KVM: arm64: Initialize struct kvm_s2_fault completely at declaration

Simplify the initialization of struct kvm_s2_fault in user_mem_abort().

Instead of partially initializing the struct via designated initializers
and then sequentially assigning the remaining fields (like write_fault
and topup_memcache) further down the function, evaluate those
dependencies upfront.

This allows the entire struct to be fully initialized at declaration. It
also eliminates the need for the intermediate fault_data variable and
its associated fault pointer, reducing boilerplate.
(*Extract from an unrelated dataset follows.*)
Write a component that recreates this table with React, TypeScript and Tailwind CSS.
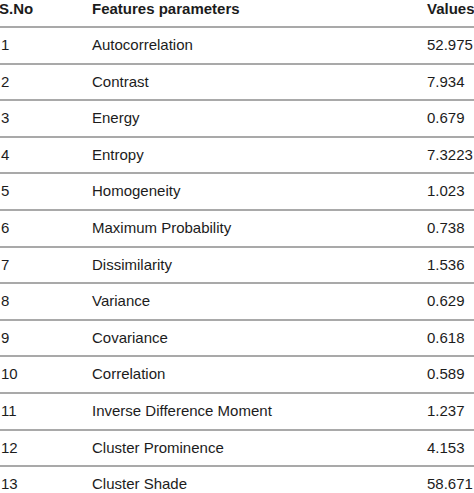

Signed-off-by: Fuad Tabba <tabba@google.com>
Signed-off-by: Marc Zyngier <maz@kernel.org>

1 files changed, 16 insertions, 18 deletions

diff --git a/arch/arm64/kvm/mmu.c b/arch/arm64/kvm/mmu.c
index c5ac9bd87b99..fe942be061cb 100644
--- a/arch/arm64/kvm/mmu.c
+++ b/arch/arm64/kvm/mmu.c
@@ -1962,8 +1962,9 @@ static int user_mem_abort(struct kvm_vcpu *vcpu, phys_addr_t fault_ipa,
 			  struct kvm_memory_slot *memslot, unsigned long hva,
 			  bool fault_is_perm)
 {
-	int ret = 0;
-	struct kvm_s2_fault fault_data = {
+	bool write_fault = kvm_is_write_fault(vcpu);
+	bool logging_active = memslot_is_logging(memslot);
+	struct kvm_s2_fault fault = {
 		.vcpu = vcpu,
 		.fault_ipa = fault_ipa,
 		.nested = nested,
@@ -1971,19 +1972,18 @@ static int user_mem_abort(struct kvm_vcpu *vcpu, phys_addr_t fault_ipa,
 		.hva = hva,
 		.fault_is_perm = fault_is_perm,
 		.ipa = fault_ipa,
-		.logging_active = memslot_is_logging(memslot),
-		.force_pte = memslot_is_logging(memslot),
-		.s2_force_noncacheable = false,
+		.logging_active = logging_active,
+		.force_pte = logging_active,
 		.prot = KVM_PGTABLE_PROT_R,
+		.fault_granule = fault_is_perm ? kvm_vcpu_trap_get_perm_fault_granule(vcpu) : 0,
+		.write_fault = write_fault,
+		.exec_fault = kvm_vcpu_trap_is_exec_fault(vcpu),
+		.topup_memcache = !fault_is_perm || (logging_active && write_fault),
 	};
-	struct kvm_s2_fault *fault = &fault_data;
 	void *memcache;
+	int ret;
 
-	if (fault->fault_is_perm)
-		fault->fault_granule = kvm_vcpu_trap_get_perm_fault_granule(fault->vcpu);
-	fault->write_fault = kvm_is_write_fault(fault->vcpu);
-	fault->exec_fault = kvm_vcpu_trap_is_exec_fault(fault->vcpu);
-	VM_WARN_ON_ONCE(fault->write_fault && fault->exec_fault);
+	VM_WARN_ON_ONCE(fault.write_fault && fault.exec_fault);
 
 	/*
 	 * Permission faults just need to update the existing leaf entry,
@@ -1991,9 +1991,7 @@ static int user_mem_abort(struct kvm_vcpu *vcpu, phys_addr_t fault_ipa,
 	 * only exception to this is when dirty logging is enabled at runtime
 	 * and a write fault needs to collapse a block entry into a table.
 	 */
-	fault->topup_memcache = !fault->fault_is_perm ||
-				(fault->logging_active && fault->write_fault);
-	ret = prepare_mmu_memcache(fault->vcpu, fault->topup_memcache, &memcache);
+	ret = prepare_mmu_memcache(vcpu, fault.topup_memcache, &memcache);
 	if (ret)
 		return ret;
 
@@ -2001,17 +1999,17 @@ static int user_mem_abort(struct kvm_vcpu *vcpu, phys_addr_t fault_ipa,
 	 * Let's check if we will get back a huge page backed by hugetlbfs, or
 	 * get block mapping for device MMIO region.
 	 */
-	ret = kvm_s2_fault_pin_pfn(fault);
+	ret = kvm_s2_fault_pin_pfn(&fault);
 	if (ret != 1)
 		return ret;
 
-	ret = kvm_s2_fault_compute_prot(fault);
+	ret = kvm_s2_fault_compute_prot(&fault);
 	if (ret) {
-		kvm_release_page_unused(fault->page);
+		kvm_release_page_unused(fault.page);
 		return ret;
 	}
 
-	return kvm_s2_fault_map(fault, memcache);
+	return kvm_s2_fault_map(&fault, memcache);
 }
 
 /* Resolve the access fault by making the page young again. */